Kutztown Radio Show
Kutztown, Pennsylvania -- May 9-10, 2008
BY STAN SAEGER AND JOHN HAGMAN
For this popular radio show, we have two reports: DVHRC President Stan Saeger provides an "official" report, along with photos, and our intrepid East Coast reporter, John Hagman gives his personal take on the show. Thanks to both! (Editor)
BY STAN SAEGER
The Delaware Valley Historic Radio Club (DVHRC) hosted the May 2008 Kutztown Radio Show at Renninger's Antiques and Farmer's Market, in rural Kutztown, Pennsylvania, on May 9 and 10, 2008.
Friday morning loomed gloomy, rainy and cold, but as regular Kutztown attendees can attest, even a hurricane can't keep one of the premier radio shows down. As usual, the main pavilion was sold out with many dealers registered in the overflow pavilion. Gas prices nearing $4 per gallon and the weather didn't seem to have much effect as there were very few no-shows.

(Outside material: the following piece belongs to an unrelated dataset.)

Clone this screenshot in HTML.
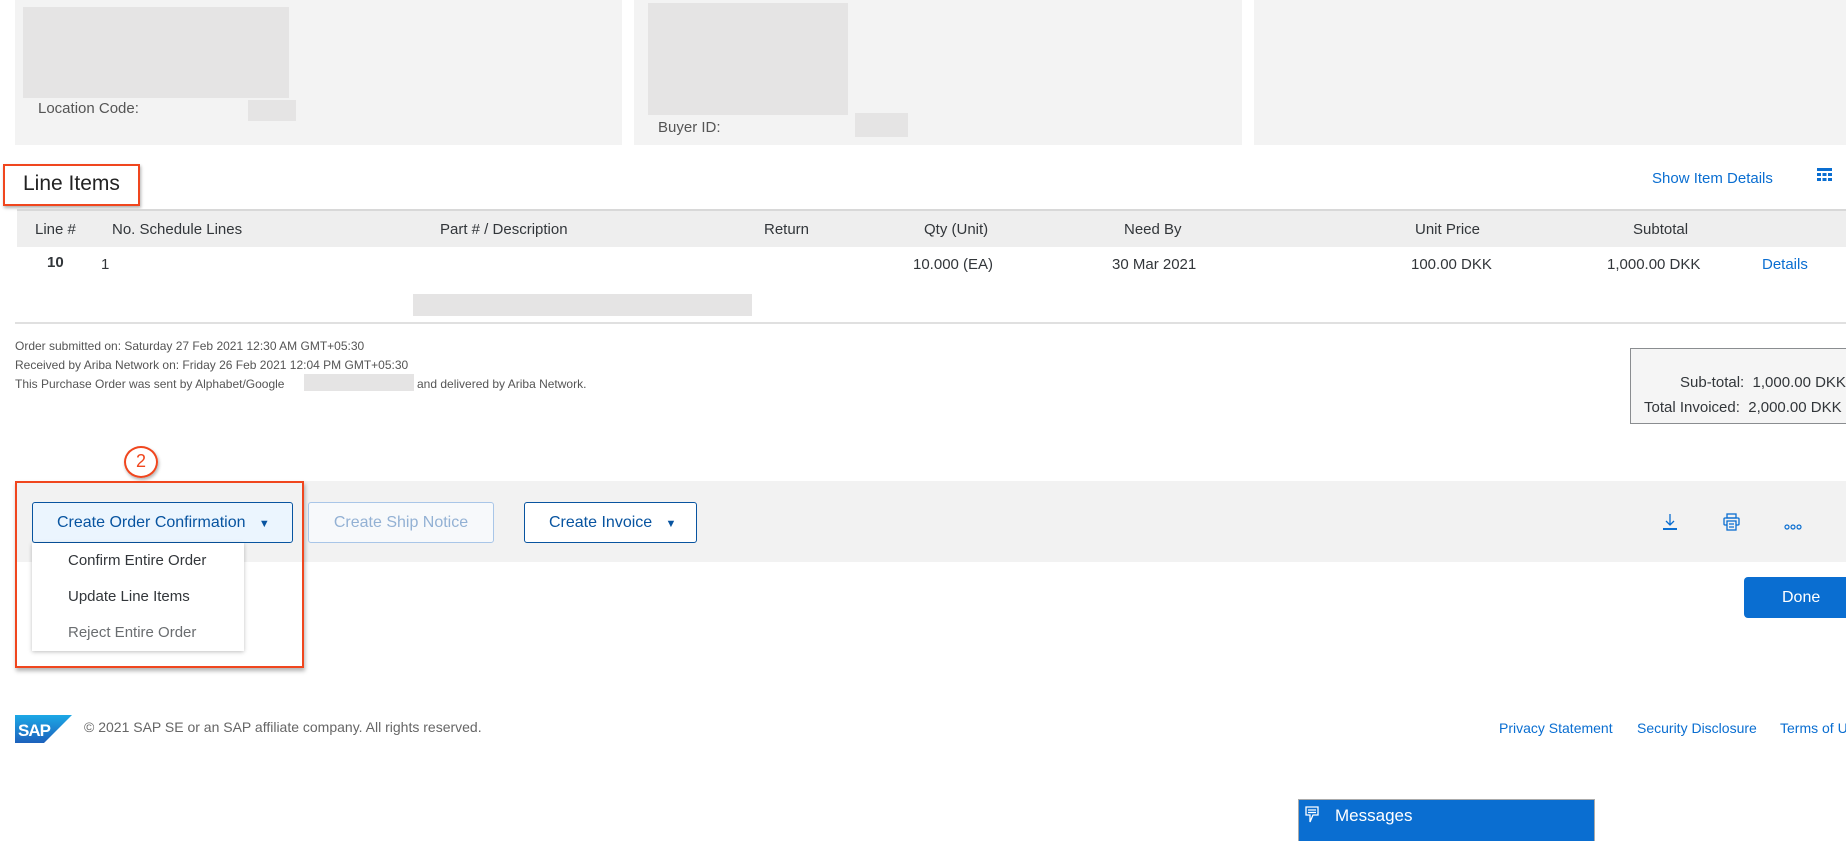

Foot traffic was heavy by 10 a.m. Friday and didn't taper off until late afternoon when many attendees retired to their hotels, homes or cars to get warm and perhaps some dry clothes. Most got their second wind, however, as activity picked up again in preparation for the quality auction Friday night at 7 p.m., a joint effort between the DVHRC and Richard Estes of Estes Auctions, Burbank, Ohio.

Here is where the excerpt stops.